Using Audience Data from 3rd Party Databases

It’s unclear in the Altimeter study what they mean by third-party databases.

I hope they refer to audience analytics platforms like Audiense, Affinio, Helix, or other Brandwatch alternatives. Sadly according to the Altimeter Study, only 23% use social data of this type to inform content. As much as I am disappointed in the report, I see it as an opportunity. If you work in marketing, PR, or other communications function, I would suggest understanding audience analysis to know how to use this data to fuel your new marketing campaigns.

Using Data to Improve the Customer Experience

Whether you’re a B2B or B2C brand, your end goal is to provide a positive customer experience. You can ensure your content aligns with consumer insights and delivers business value.

Below are three reasons why data-driven marketing is so vital in the modern world, where technology makes it easy for marketers and advertisers to collect data:

  1. Data-driven marketing can help you create relevant content for your audience. For example, knowing the customer’s interests, you can tailor landing pages and ad copy that speaks directly to those needs. Ad formats like video or native ads can also better engage customers on social channels such as Facebook, Twitter, LinkedIn, Snapchat, and Instagram.
  2. Data helps you find the white space in the market by helping you understand what your customers want or need. You can also use analytics to create content that will become a leader in your industry for years because it effectively solves customer problems.
  3. Content is only one aspect of your overall digital marketing strategy. Data-driven marketing will also help you improve your paid search, public relations, and customer engagement efforts because it enables you to measure the most effective from a return on investment perspective.

Speed to Insight Should Drive Data-Driven Marketing Campaigns

One of the advantages of data-driven marketing is that you can get insights quickly and act on them. That’s why it’s essential to have a process in place so you can make decisions quickly and improve your campaigns in real-time.

For example, suppose you are using audience analytics data to determine which content creates the most engagement, clicks, conversions, or impressions. In that case, you can use that information to make more of the same types of content across other channels. Likewise, if you are using customer data to understand how customers interact with your website, you can use that information to improve the customer experience.
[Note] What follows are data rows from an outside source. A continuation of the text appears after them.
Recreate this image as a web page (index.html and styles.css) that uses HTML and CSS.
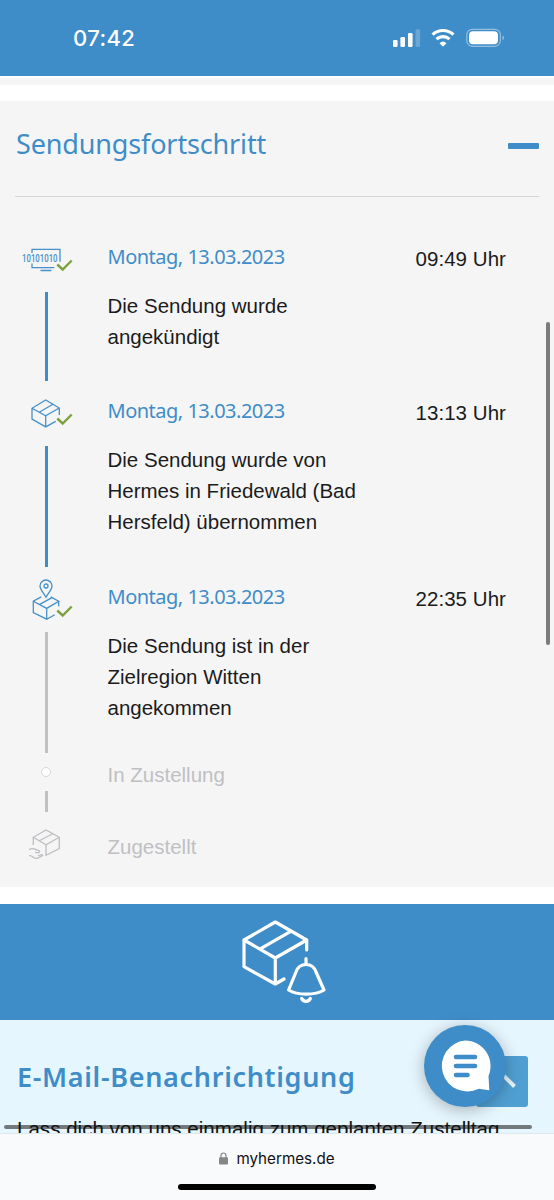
FILE: index.html
```html
<!DOCTYPE html>
<html lang="de">
<head>
    <meta charset="UTF-8">
    <meta name="viewport" content="width=device-width, initial-scale=1.0">
    <title>Sendungsverfolgung</title>
    <link rel="stylesheet" href="styles.css">
</head>
<body>
    <header class="status-bar">
        <span class="clock">07:42</span>
        <svg class="status-icons" width="114" height="22" viewBox="0 0 114 22">
            <g fill="#fff">
                <rect x="1" y="13" width="4.6" height="7" rx="1.3"/>
                <rect x="8.4" y="10" width="4.6" height="10" rx="1.3"/>
                <rect x="16" y="6" width="4.6" height="14" rx="1.3"/>
                <rect x="23.5" y="2.3" width="4.6" height="17.7" rx="1.3" opacity=".22"/>
                <path d="M51 19.700l-3.500-3.500a5.200 5.200 0 0 1 7 0z"/>
                <rect x="77" y="4.300" width="29" height="13" rx="4"/>
                <path d="M110.500 8.600c2 .8 2 3.800 0 4.600z" opacity=".45"/>
            </g>
            <g fill="none" stroke="#fff">
                <path d="M40.600 7.700a15 15 0 0 1 20.800 0M44.500 12.200a9.400 9.400 0 0 1 13 0" stroke-width="3.200"/>
                <rect x="74.800" y="2.300" width="33.500" height="17" rx="5.500" stroke-width="1.200" opacity=".45"/>
            </g>
        </svg>
    </header>

    <main class="page">
        <div class="previous-section"></div>

        <section class="progress">
            <div class="progress-head">
                <h2>Sendungsfortschritt</h2>
                <span class="collapse"></span>
            </div>

            <div class="step">
                <div class="rail">
                    <svg class="icon" width="60" height="50" viewBox="0 0 60 50">
                        <path d="M16 11V7.300h28v12.500M16 21.500v4.200h22.300M24.500 28.500h11"/>
                        <text x="6" y="19.500" textLength="35.500" lengthAdjust="spacingAndGlyphs">10101010</text>
                        <path class="check" d="M41.300 22.500l5.400 5 9-9"/>
                    </svg>
                    <span class="line"></span>
                </div>
                <div class="info">
                    <h3>Montag, 13.03.2023</h3>
                    <p>Die Sendung wurde angekündigt</p>
                </div>
                <span class="time">09:49 Uhr</span>
            </div>

            <div class="step">
                <div class="rail">
                    <svg class="icon" width="60" height="50" viewBox="0 0 60 50">
                        <path d="M43.300 19v-7L29.700 3.900 16 12.300V23l13.700 7.900 10-5.500M16 12.300l13.700 7.500L43.300 12M29.700 19.800v11.100M23.300 16.200L37.300 8"/>
                        <path class="check" d="M41.300 22.500l5.400 5 9-9"/>
                    </svg>
                    <span class="line"></span>
                </div>
                <div class="info">
                    <h3>Montag, 13.03.2023</h3>
                    <p>Die Sendung wurde von Hermes in Friedewald (Bad Hersfeld) übernommen</p>
                </div>
                <span class="time">13:13 Uhr</span>
            </div>

            <div class="step step-current">
                <div class="rail">
                    <svg class="icon" width="60" height="50" viewBox="0 0 60 50">
                        <path d="M30 15.300C27 10 24 7.500 24 4a6 6 0 0 1 12 0c0 3.500-3 6-6 11.300z"/>
                        <circle cx="30" cy="4" r="2"/>
                        <path d="M25.300 14.900l-8 4.300v11.500l13.400 6.500 8-4.500M17.300 19.200l13.400 7.200 12-7.200-8-4.300M42.700 19.200v5M30.700 26.400v10.800M23.300 22.600l12.700-7"/>
                        <path class="check" d="M41.300 28.500l5.400 5 9-9"/>
                    </svg>
                    <span class="line line-grey"></span>
                </div>
                <div class="info">
                    <h3>Montag, 13.03.2023</h3>
                    <p>Die Sendung ist in der Zielregion Witten angekommen</p>
                </div>
                <span class="time">22:35 Uhr</span>
            </div>

            <div class="step step-open">
                <div class="rail">
                    <span class="dot"></span>
                    <span class="line line-grey"></span>
                </div>
                <p class="pending">In Zustellung</p>
            </div>

            <div class="step step-last">
                <div class="rail">
                    <svg class="icon icon-grey" width="60" height="50" viewBox="0 0 60 50">
                        <path d="M17.300 18v-7.700L30 3l13.300 7.300v11.400L30 28.300V17.700M17.300 10.300L30 17.700l13.300-7.400M23.300 13.800l13.400-7.100"/>
                        <path d="M13 22.600c2-1 4.500-1.300 6.200-.2 1.500 1 4.500.6 4.500 2.200 0 1.300-2.700 1-4.700 1M13 28.700c2.500-.3 3 .5 4.500 1.800 1.500 1 3.500.9 5 .4l4.200-2.600c-.7-1-1.700-.7-2.700-.3l-2 .6"/>
                    </svg>
                </div>
                <p class="pending">Zugestellt</p>
            </div>
        </section>

        <div class="banner">
            <svg width="86" height="86" viewBox="0 0 86 86">
                <path d="M64.700 31V21L33.300 3 2 21v26.700L33.300 65l8.700-5M2 21l31.300 18 31.400-18M33.300 39v26M18.700 29.700l30-17.400"/>
                <path d="M64 39.500V45M64 45.500c-6 0-8.500 3-10 7.500L46.600 71c9 5.500 26.400 5.500 35.400 0L74 53c-1.500-4.500-4-7.500-10-7.500zM59.700 79.500c1.600 3.700 7 3.700 8.600 0"/>
            </svg>
        </div>

        <section class="mail">
            <h2>E-Mail-Benachrichtigung</h2>
            <span class="scroll-x"></span>
            <p>Lass dich von uns einmalig zum geplanten Zustelltag</p>
        </section>

        <span class="scroll-y"></span>
        <div class="to-top">
            <svg width="52" height="52" viewBox="0 0 52 52">
                <path d="M13 31l13-13 12.500 12.500"/>
            </svg>
        </div>
        <div class="chat">
            <svg width="82" height="82" viewBox="0 0 82 82">
                <path fill="#fff" d="M41 15.500a25.500 25.500 0 0 1 23.500 35.500l.8 14.200-10.600-1.500A25.500 25.500 0 1 1 41 15.500z"/>
                <path class="chat-lines" d="M32 32h19M32 41h19M32 50h11.500"/>
            </svg>
        </div>
    </main>

    <footer class="browser-bar">
        <div class="address">
            <svg width="9" height="13" viewBox="0 0 9 13">
                <rect y="5.300" width="9" height="7.200" rx="1.200" fill="#858688"/>
                <path d="M2 6V3.500a2.500 2.500 0 0 1 5 0V6" fill="none" stroke="#858688" stroke-width="1.200"/>
            </svg>
            <span>myhermes.de</span>
        </div>
        <span class="home-indicator"></span>
    </footer>
</body>
</html>
```

FILE: styles.css
```css
* {
    box-sizing: border-box;
}

body {
    margin: 0;
    width: 554px;
    height: 1200px;
    overflow: hidden;
    display: flex;
    flex-direction: column;
    background-color: #fff;
    color: #1b1b1b;
    font-family: "Liberation Sans", Arial, sans-serif;
    font-size: 20.5px;
    line-height: 31px;
}

h2, h3, p {
    margin: 0;
}

h2, h3 {
    font-family: "Noto Sans", sans-serif;
    font-weight: 400;
    color: #3f8dc8;
}

svg {
    display: block;
    overflow: visible;
}

.status-bar {
    height: 76px;
    flex: none;
    background-color: #3f8dc8;
    color: #fff;
    display: flex;
    align-items: center;
    justify-content: space-between;
    padding: 0 48px 0 73px;
}

.clock {
    font-family: Inter, sans-serif;
    font-size: 22px;
    font-weight: 500;
    letter-spacing: 0.4px;
}

.page {
    position: relative;
    height: 1057px;
    flex: none;
    overflow: hidden;
}

.previous-section {
    height: 7px;
    margin-top: 2px;
    background-color: #f5f5f5;
}

.progress {
    height: 786px;
    margin-top: 16px;
    padding: 0 15px;
    background-color: #f5f5f5;
}

.progress-head {
    height: 96px;
    margin-bottom: 45px;
    padding: 27px 0 0 1px;
    border-bottom: 1px solid #d5d5d5;
    display: flex;
    justify-content: space-between;
}

.progress-head h2 {
    font-size: 27px;
    line-height: 31px;
    letter-spacing: -0.15px;
}

.collapse {
    width: 31px;
    height: 6px;
    margin-top: 15px;
    border-radius: 1px;
    background-color: #3f8dc8;
}

.step {
    display: flex;
}

.rail {
    width: 60px;
    margin: 0 31.5px 0 1px;
    flex: none;
    display: flex;
    flex-direction: column;
}

.icon {
    flex: none;
    fill: none;
    stroke: #4590c9;
    stroke-width: 1.3;
}

.icon text {
    font-family: Roboto, sans-serif;
    font-size: 10px;
    font-weight: 500;
    fill: #4590c9;
    stroke: none;
}

.icon .check {
    stroke: #7ba23f;
    stroke-width: 2.4;
}

.icon-grey {
    stroke: #bdbec2;
}

.line {
    width: 3px;
    margin-left: 28.5px;
    margin-bottom: 15px;
    flex: 1;
    background-color: #3f8dc8;
}

.line-grey {
    background-color: #c1c1c1;
}

.info {
    width: 255px;
    margin-top: -1px;
    padding-bottom: 44.4px;
}

.info h3 {
    margin-bottom: 18px;
    font-size: 20px;
    line-height: 31px;
    letter-spacing: -0.5px;
}

.time {
    margin-left: auto;
    padding: 1px 33px 0 0;
    white-space: nowrap;
    letter-spacing: 0.05px;
}

.step-current {
    height: 178px;
}

.step-current .line {
    margin-bottom: 7px;
}

.step-open {
    height: 67px;
}

.dot {
    width: 10px;
    height: 10px;
    margin: 7px 0 14px 25px;
    border: 1px solid #d8d8d8;
    border-radius: 50%;
    background-color: #fff;
}

.pending {
    margin-top: -1px;
    color: #bfc0c4;
}

.step-last .pending {
    padding-top: 5px;
}

.banner {
    height: 116px;
    margin-top: 17px;
    padding-top: 15px;
    background-color: #3f8dc8;
    display: flex;
    justify-content: center;
}

.banner svg {
    margin-left: 15px;
    height: 86px;
    fill: none;
    stroke: #fff;
    stroke-width: 3.2;
    stroke-linecap: round;
    stroke-linejoin: round;
}

.mail {
    height: 113px;
    padding: 39px 17px 0;
    background-color: #e6f6fe;
    color: #111;
    white-space: nowrap;
}

.mail h2 {
    margin-bottom: 18px;
    font-size: 27px;
    line-height: 36px;
    font-weight: 600;
    letter-spacing: 0.68px;
}

.mail p {
    position: relative;
    letter-spacing: 0.03px;
}

/* overlays of the scrolled page */
.scroll-x {
    position: absolute;
    left: 4px;
    bottom: 4px;
    width: 528px;
    height: 4px;
    border-radius: 2px;
    background-color: #727a7e;
}

.scroll-y {
    position: absolute;
    right: 4px;
    top: 246px;
    width: 4px;
    height: 323px;
    border-radius: 2px;
    background-color: #7b7b7b;
}

.to-top {
    position: absolute;
    left: 476px;
    top: 980px;
    width: 52px;
    height: 51px;
    border-radius: 3px;
    background-color: #509fd2;
}

.to-top path {
    fill: none;
    stroke: #e6f3fa;
    stroke-width: 4;
}

.chat {
    position: absolute;
    left: 424px;
    top: 949px;
    width: 82px;
    height: 82px;
    border-radius: 50%;
    background-color: #3f8dc8;
    box-shadow: 0 3px 16px rgba(0, 0, 0, 0.28);
}

.chat .chat-lines {
    stroke: #3f8dc8;
    stroke-width: 4.6;
    stroke-linecap: round;
}

.browser-bar {
    height: 67px;
    flex: none;
    padding-top: 9px;
    border-top: 1px solid #dfe8ee;
    background-color: #f9fafc;
    display: flex;
    flex-direction: column;
    align-items: center;
}

.address {
    display: flex;
    align-items: center;
    gap: 8px;
    font-family: Inter, sans-serif;
    font-size: 15.2px;
    color: #111;
}

.home-indicator {
    width: 198px;
    height: 6px;
    margin-top: 10px;
    border-radius: 3px;
    background-color: #000;
}
```
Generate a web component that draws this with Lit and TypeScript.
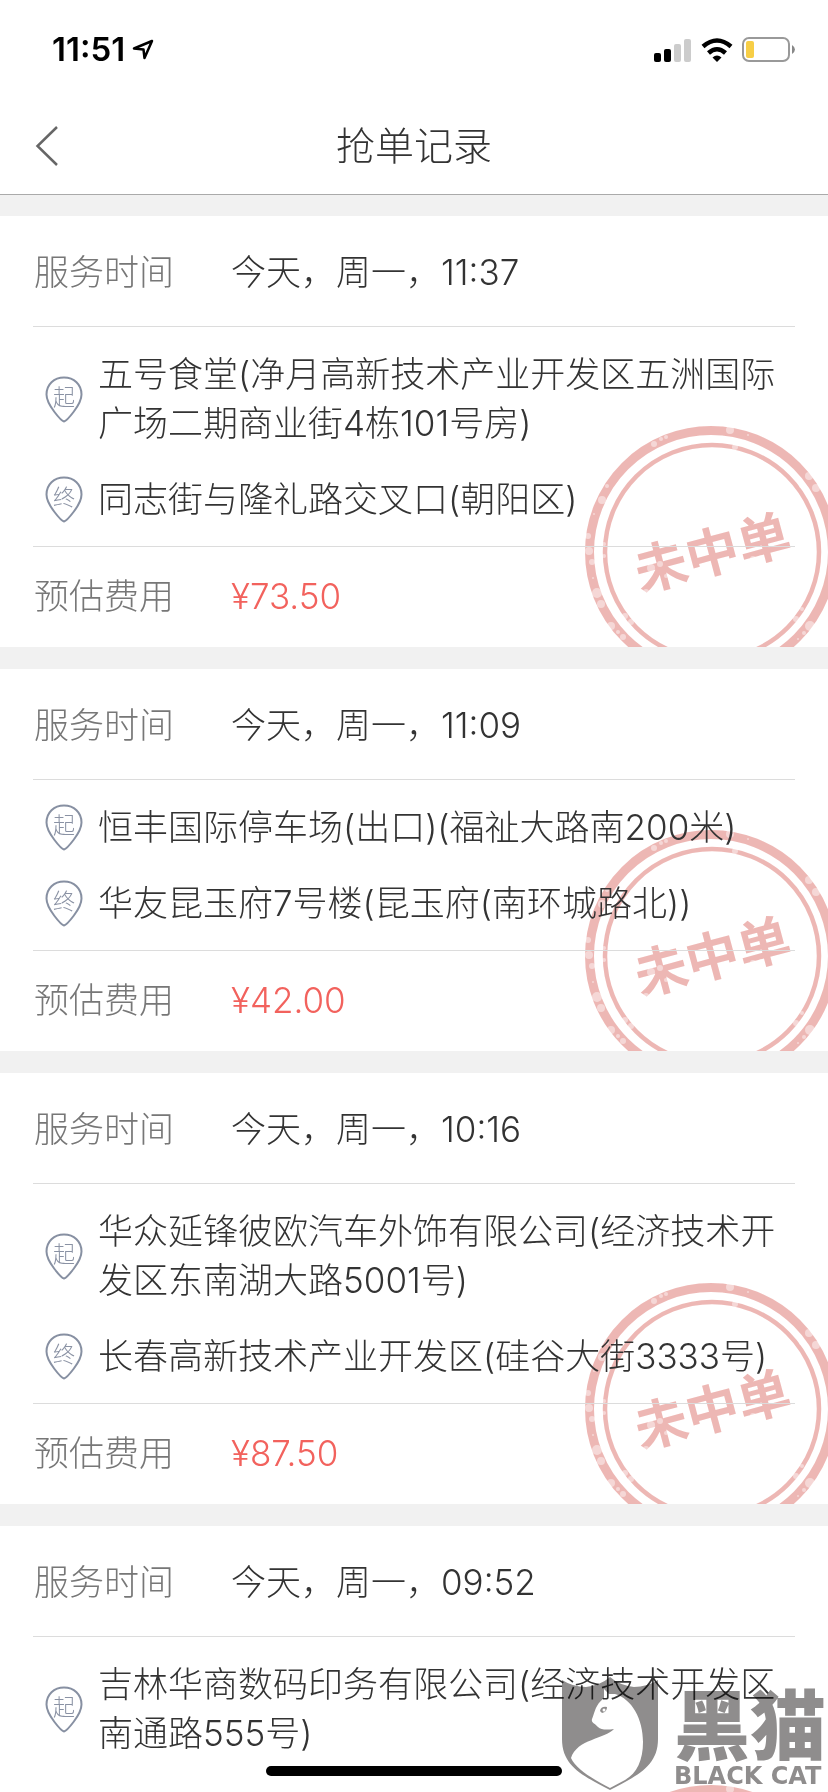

As you can see, data-driven marketing is vital to any successful digital marketing strategy. By understanding your audience and using data to make decisions quickly, you can improve your marketing campaigns and create a better customer experience.


Q: How do I use data to improve my website?

A: You can use data to understand how customers interact with your website. This information can help you improve the customer experience. For example, you can use data to determine which pages are most popular, how long customers stay on each page, and what actions they take on the website.

Q: What is the best way to use data to improve my marketing programs?

A: You should use data to understand your audience, find the white space in the market, and measure what is most effective from a return on investment perspective. This information will help you create relevant content and improve your paid search, public relations, and customer engagement efforts.

Q: What is data management?

A: Data management is organizing and managing data so you can use it to make decisions quickly. This includes collecting data, analyzing it, and taking action on the insights you gain. Data management is essential for data-driven marketing.